Problem description | All of the lines below are to be transcribed faithfully, with pictures excluded from the copy.

Data section |
_ _ _

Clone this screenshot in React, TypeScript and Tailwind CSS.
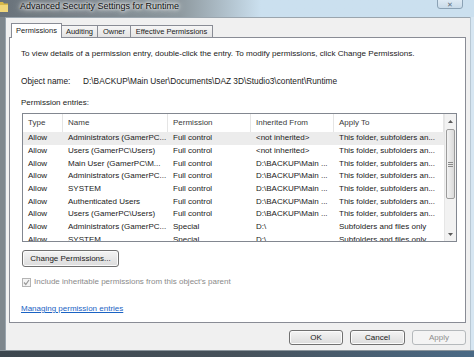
const rows: string[][] = [
  ['Allow', 'Administrators (GamerPC...', 'Full control', '<not inherited>', 'This folder, subfolders an...'],
  ['Allow', 'Users (GamerPC\\Users)', 'Full control', '<not inherited>', 'This folder, subfolders an...'],
  ['Allow', 'Main User (GamerPC\\M...', 'Full control', 'D:\\BACKUP\\Main ...', 'This folder, subfolders an...'],
  ['Allow', 'Administrators (GamerPC...', 'Full control', 'D:\\BACKUP\\Main ...', 'This folder, subfolders an...'],
  ['Allow', 'SYSTEM', 'Full control', 'D:\\BACKUP\\Main ...', 'This folder, subfolders an...'],
  ['Allow', 'Authenticated Users', 'Full control', 'D:\\BACKUP\\Main ...', 'This folder, subfolders an...'],
  ['Allow', 'Users (GamerPC\\Users)', 'Full control', 'D:\\BACKUP\\Main ...', 'This folder, subfolders an...'],
  ['Allow', 'Administrators (GamerPC...', 'Special', 'D:\\', 'Subfolders and files only'],
  ['Allow', 'SYSTEM', 'Special', 'D:\\', 'Subfolders and files only'],
];

const headers = ['Type', 'Name', 'Permission', 'Inherited From', 'Apply To'];

function Button({ label, disabled, className }: { label: string; disabled?: boolean; className?: string }) {
  return (
    <div
      className={
        'flex items-center justify-center rounded-[3px] border text-[8px] leading-none ' +
        (disabled
          ? 'border-[#b5b9bc] bg-[#f4f4f4] text-[#8d8d8d] '
          : 'border-[#707070] bg-linear-to-b from-[#f4f4f4] to-[#dcdcdc] text-[#1a1a1a] shadow-[inset_0_0_0_1px_#fbfbfb] ') +
        (className ?? '')
      }
    >
      {label}
    </div>
  );
}

function Tab({ label, active, className }: { label: string; active?: boolean; className?: string }) {
  return (
    <div
      className={
        'flex items-center justify-center border border-b-0 border-[#898c95] text-[7.5px] leading-none text-[#1a1a1a] ' +
        (active
          ? 'relative z-10 -mb-px h-[15px] bg-white '
          : '-ml-px h-[12px] bg-linear-to-b from-[#f6f6f6] to-[#e4e4e4] ') +
        (className ?? '')
      }
    >
      {label}
    </div>
  );
}

function ScrollBar() {
  return (
    <div className="flex w-[12px] flex-col border-l border-[#e6e6e6] bg-[#f2f2f2]">
      <div className="flex h-[15px] items-center justify-center">
        <svg width="5" height="3" viewBox="0 0 5 3">
          <path d="M0 3 L2.5 0 L5 3 Z" fill="#5a5a5a" />
        </svg>
      </div>
      <div className="mx-[1px] flex h-[70px] items-center justify-center rounded-[2px] border border-[#9c9c9c] bg-linear-to-r from-[#f3f3f3] to-[#dadada]">
        <div className="flex flex-col gap-[1px]">
          <div className="h-px w-[5px] bg-[#8a8a8a]" />
          <div className="h-px w-[5px] bg-[#8a8a8a]" />
          <div className="h-px w-[5px] bg-[#8a8a8a]" />
        </div>
      </div>
      <div className="flex-1" />
      <div className="flex h-[14px] items-center justify-center">
        <svg width="5" height="3" viewBox="0 0 5 3">
          <path d="M0 0 L2.5 3 L5 0 Z" fill="#5a5a5a" />
        </svg>
      </div>
    </div>
  );
}

export default function App() {
  return (
    <div className="relative flex h-[357px] w-[474px] flex-col overflow-hidden bg-[#f0f0f0] font-['Liberation_Sans',Arial,sans-serif]">
      {/* title bar */}
      <div className="flex h-[17px] items-center bg-linear-to-r from-[#69727a] via-[#8e999f] via-[38%] to-[#cbe0ef] to-[55%]">
        <svg width="8" height="12" viewBox="0 0 8 12" className="mt-[-4px] shrink-0">
          <path d="M0 1 L3 1 L4 2.5 L8 2.5 L8 11 L0 11 Z" fill="#d9b94a" />
          <path d="M0 4 L8 4 L8 11 L0 11 Z" fill="#f1d77b" />
        </svg>
        <span className="ml-[12px] mt-[-5px] text-[9px] leading-none text-[#101010] [text-shadow:0_0_5px_#fff,0_0_8px_#fff,0_0_3px_#fff]">
          Advanced Security Settings for Runtime
        </span>
      </div>
      <div className="absolute right-[11px] top-[-3px] flex h-[12px] w-[26px] items-center justify-center rounded-b-[3px] border border-[#8ba2b5] bg-linear-to-b from-[#e3eef7] to-[#c9dbe9]">
        <span className="mt-[2px] text-[7px] leading-none text-[#5d6f7e]">✕</span>
      </div>

      <div className="flex flex-1">
        <div className="w-[5px] bg-[#7e878d]" />
        {/* dialog body */}
        <div className="flex flex-1 flex-col border-l border-t border-[#9aa5ae] bg-[#f0f0f0] pl-[3px] pt-[5px]">
          <div className="flex items-end pl-[2px]">
            <Tab label="Permissions" active className="w-[51px]" />
            <Tab label="Auditing" className="w-[37px]" />
            <Tab label="Owner" className="w-[34px]" />
            <Tab label="Effective Permissions" className="w-[83px]" />
          </div>
          {/* tab panel */}
          <div className="flex h-[286px] w-[457px] flex-col border border-[#898c95] bg-white pl-[11px] text-[8px] leading-[10px] text-[#1a1a1a]">
            <div className="mt-[11px] text-[8.1px]">
              To view details of a permission entry, double-click the entry. To modify permissions, click Change Permissions.
            </div>
            <div className="mt-[17px] flex text-[8.3px]">
              <span className="w-[62px]">Object name:</span>
              <span>D:\BACKUP\Main User\Documents\DAZ 3D\Studio3\content\Runtime</span>
            </div>
            <div className="mt-[12px]">Permission entries:</div>
            {/* list view */}
            <div className="ml-px mt-[5px] flex h-[129px] w-[435px] overflow-hidden border border-[#828790] bg-white">
              <div className="flex flex-1 flex-col overflow-hidden">
                <div className="grid h-[18px] shrink-0 grid-cols-[40px_105px_83px_83px_110px] text-[#3a3a3a]">
                  {headers.map((h) => (
                    <div key={h} className="flex items-center border-r border-[#e5e5e5] pl-[5px]">
                      {h}
                    </div>
                  ))}
                </div>
                {rows.map((r, i) => (
                  <div
                    key={i}
                    className={
                      'grid h-[12.7px] shrink-0 grid-cols-[40px_105px_83px_83px_110px] items-center ' +
                      (i === 0 ? 'bg-[#ececec]' : '')
                    }
                  >
                    {r.map((c, j) => (
                      <div key={j} className="overflow-hidden whitespace-nowrap pl-[5px]">
                        {c}
                      </div>
                    ))}
                  </div>
                ))}
              </div>
              <ScrollBar />
            </div>
            <Button label="Change Permissions..." className="ml-px mt-[8px] h-[17px] w-[97px]" />
            <div className="ml-px mt-[10px] flex items-center">
              <div className="flex h-[9px] w-[9px] items-center justify-center border border-[#b4b4b4] bg-[#f4f4f4]">
                <svg width="7" height="7" viewBox="0 0 7 7">
                  <path d="M1 3.5 L2.8 5.5 L6 1" fill="none" stroke="#9a9a9a" strokeWidth="1.2" />
                </svg>
              </div>
              <span className="ml-[3px] text-[#8a8a8a]">Include inheritable permissions from this object's parent</span>
            </div>
            <div className="mt-[17px] text-[#1a63c4] underline">Managing permission entries</div>
          </div>
          {/* dialog buttons */}
          <div className="mt-[7px] flex justify-end gap-[7px] pr-[4px]">
            <Button label="OK" className="h-[15px] w-[54px]" />
            <Button label="Cancel" className="h-[15px] w-[55px]" />
            <Button label="Apply" disabled className="h-[15px] w-[54px]" />
          </div>
        </div>
        <div className="w-[4px] border-l border-[#b8c8d4] bg-[#d6e6f2]" />
      </div>
      <div className="h-[7px] border-t border-[#8a949b] bg-linear-to-r from-[#3d474f] via-[#46515a] to-[#4a6a86]" />
    </div>
  );
}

_ _ _

Final result |
Clone this screenshot in React, TypeScript and Tailwind CSS.
const rows: string[][] = [
  ['Allow', 'Administrators (GamerPC...', 'Full control', '<not inherited>', 'This folder, subfolders an...'],
  ['Allow', 'Users (GamerPC\\Users)', 'Full control', '<not inherited>', 'This folder, subfolders an...'],
  ['Allow', 'Main User (GamerPC\\M...', 'Full control', 'D:\\BACKUP\\Main ...', 'This folder, subfolders an...'],
  ['Allow', 'Administrators (GamerPC...', 'Full control', 'D:\\BACKUP\\Main ...', 'This folder, subfolders an...'],
  ['Allow', 'SYSTEM', 'Full control', 'D:\\BACKUP\\Main ...', 'This folder, subfolders an...'],
  ['Allow', 'Authenticated Users', 'Full control', 'D:\\BACKUP\\Main ...', 'This folder, subfolders an...'],
  ['Allow', 'Users (GamerPC\\Users)', 'Full control', 'D:\\BACKUP\\Main ...', 'This folder, subfolders an...'],
  ['Allow', 'Administrators (GamerPC...', 'Special', 'D:\\', 'Subfolders and files only'],
  ['Allow', 'SYSTEM', 'Special', 'D:\\', 'Subfolders and files only'],
];

const headers = ['Type', 'Name', 'Permission', 'Inherited From', 'Apply To'];

function Button({ label, disabled, className }: { label: string; disabled?: boolean; className?: string }) {
  return (
    <div
      className={
        'flex items-center justify-center rounded-[3px] border text-[8px] leading-none ' +
        (disabled
          ? 'border-[#b5b9bc] bg-[#f4f4f4] text-[#8d8d8d] '
          : 'border-[#707070] bg-linear-to-b from-[#f4f4f4] to-[#dcdcdc] text-[#1a1a1a] shadow-[inset_0_0_0_1px_#fbfbfb] ') +
        (className ?? '')
      }
    >
      {label}
    </div>
  );
}

function Tab({ label, active, className }: { label: string; active?: boolean; className?: string }) {
  return (
    <div
      className={
        'flex items-center justify-center border border-b-0 border-[#898c95] text-[7.5px] leading-none text-[#1a1a1a] ' +
        (active
          ? 'relative z-10 -mb-px h-[15px] bg-white '
          : '-ml-px h-[12px] bg-linear-to-b from-[#f6f6f6] to-[#e4e4e4] ') +
        (className ?? '')
      }
    >
      {label}
    </div>
  );
}

function ScrollBar() {
  return (
    <div className="flex w-[12px] flex-col border-l border-[#e6e6e6] bg-[#f2f2f2]">
      <div className="flex h-[15px] items-center justify-center">
        <svg width="5" height="3" viewBox="0 0 5 3">
          <path d="M0 3 L2.5 0 L5 3 Z" fill="#5a5a5a" />
        </svg>
      </div>
      <div className="mx-[1px] flex h-[70px] items-center justify-center rounded-[2px] border border-[#9c9c9c] bg-linear-to-r from-[#f3f3f3] to-[#dadada]">
        <div className="flex flex-col gap-[1px]">
          <div className="h-px w-[5px] bg-[#8a8a8a]" />
          <div className="h-px w-[5px] bg-[#8a8a8a]" />
          <div className="h-px w-[5px] bg-[#8a8a8a]" />
        </div>
      </div>
      <div className="flex-1" />
      <div className="flex h-[14px] items-center justify-center">
        <svg width="5" height="3" viewBox="0 0 5 3">
          <path d="M0 0 L2.5 3 L5 0 Z" fill="#5a5a5a" />
        </svg>
      </div>
    </div>
  );
}

export default function App() {
  return (
    <div className="relative flex h-[357px] w-[474px] flex-col overflow-hidden bg-[#f0f0f0] font-['Liberation_Sans',Arial,sans-serif]">
      {/* title bar */}
      <div className="flex h-[17px] items-center bg-linear-to-r from-[#69727a] via-[#8e999f] via-[38%] to-[#cbe0ef] to-[55%]">
        <svg width="8" height="12" viewBox="0 0 8 12" className="mt-[-4px] shrink-0">
          <path d="M0 1 L3 1 L4 2.5 L8 2.5 L8 11 L0 11 Z" fill="#d9b94a" />
          <path d="M0 4 L8 4 L8 11 L0 11 Z" fill="#f1d77b" />
        </svg>
        <span className="ml-[12px] mt-[-5px] text-[9px] leading-none text-[#101010] [text-shadow:0_0_5px_#fff,0_0_8px_#fff,0_0_3px_#fff]">
          Advanced Security Settings for Runtime
        </span>
      </div>
      <div className="absolute right-[11px] top-[-3px] flex h-[12px] w-[26px] items-center justify-center rounded-b-[3px] border border-[#8ba2b5] bg-linear-to-b from-[#e3eef7] to-[#c9dbe9]">
        <span className="mt-[2px] text-[7px] leading-none text-[#5d6f7e]">✕</span>
      </div>

      <div className="flex flex-1">
        <div className="w-[5px] bg-[#7e878d]" />
        {/* dialog body */}
        <div className="flex flex-1 flex-col border-l border-t border-[#9aa5ae] bg-[#f0f0f0] pl-[3px] pt-[5px]">
          <div className="flex items-end pl-[2px]">
            <Tab label="Permissions" active className="w-[51px]" />
            <Tab label="Auditing" className="w-[37px]" />
            <Tab label="Owner" className="w-[34px]" />
            <Tab label="Effective Permissions" className="w-[83px]" />
          </div>
          {/* tab panel */}
          <div className="flex h-[286px] w-[457px] flex-col border border-[#898c95] bg-white pl-[11px] text-[8px] leading-[10px] text-[#1a1a1a]">
            <div className="mt-[11px] text-[8.1px]">
              To view details of a permission entry, double-click the entry. To modify permissions, click Change Permissions.
            </div>
            <div className="mt-[17px] flex text-[8.3px]">
              <span className="w-[62px]">Object name:</span>
              <span>D:\BACKUP\Main User\Documents\DAZ 3D\Studio3\content\Runtime</span>
            </div>
            <div className="mt-[12px]">Permission entries:</div>
            {/* list view */}
            <div className="ml-px mt-[5px] flex h-[129px] w-[435px] overflow-hidden border border-[#828790] bg-white">
              <div className="flex flex-1 flex-col overflow-hidden">
                <div className="grid h-[18px] shrink-0 grid-cols-[40px_105px_83px_83px_110px] text-[#3a3a3a]">
                  {headers.map((h) => (
                    <div key={h} className="flex items-center border-r border-[#e5e5e5] pl-[5px]">
                      {h}
                    </div>
                  ))}
                </div>
                {rows.map((r, i) => (
                  <div
                    key={i}
                    className={
                      'grid h-[12.7px] shrink-0 grid-cols-[40px_105px_83px_83px_110px] items-center ' +
                      (i === 0 ? 'bg-[#ececec]' : '')
                    }
                  >
                    {r.map((c, j) => (
                      <div key={j} className="overflow-hidden whitespace-nowrap pl-[5px]">
                        {c}
                      </div>
                    ))}
                  </div>
                ))}
              </div>
              <ScrollBar />
            </div>
            <Button label="Change Permissions..." className="ml-px mt-[8px] h-[17px] w-[97px]" />
            <div className="ml-px mt-[10px] flex items-center">
              <div className="flex h-[9px] w-[9px] items-center justify-center border border-[#b4b4b4] bg-[#f4f4f4]">
                <svg width="7" height="7" viewBox="0 0 7 7">
                  <path d="M1 3.5 L2.8 5.5 L6 1" fill="none" stroke="#9a9a9a" strokeWidth="1.2" />
                </svg>
              </div>
              <span className="ml-[3px] text-[#8a8a8a]">Include inheritable permissions from this object's parent</span>
            </div>
            <div className="mt-[17px] text-[#1a63c4] underline">Managing permission entries</div>
          </div>
          {/* dialog buttons */}
          <div className="mt-[7px] flex justify-end gap-[7px] pr-[4px]">
            <Button label="OK" className="h-[15px] w-[54px]" />
            <Button label="Cancel" className="h-[15px] w-[55px]" />
            <Button label="Apply" disabled className="h-[15px] w-[54px]" />
          </div>
        </div>
        <div className="w-[4px] border-l border-[#b8c8d4] bg-[#d6e6f2]" />
      </div>
      <div className="h-[7px] border-t border-[#8a949b] bg-linear-to-r from-[#3d474f] via-[#46515a] to-[#4a6a86]" />
    </div>
  );
}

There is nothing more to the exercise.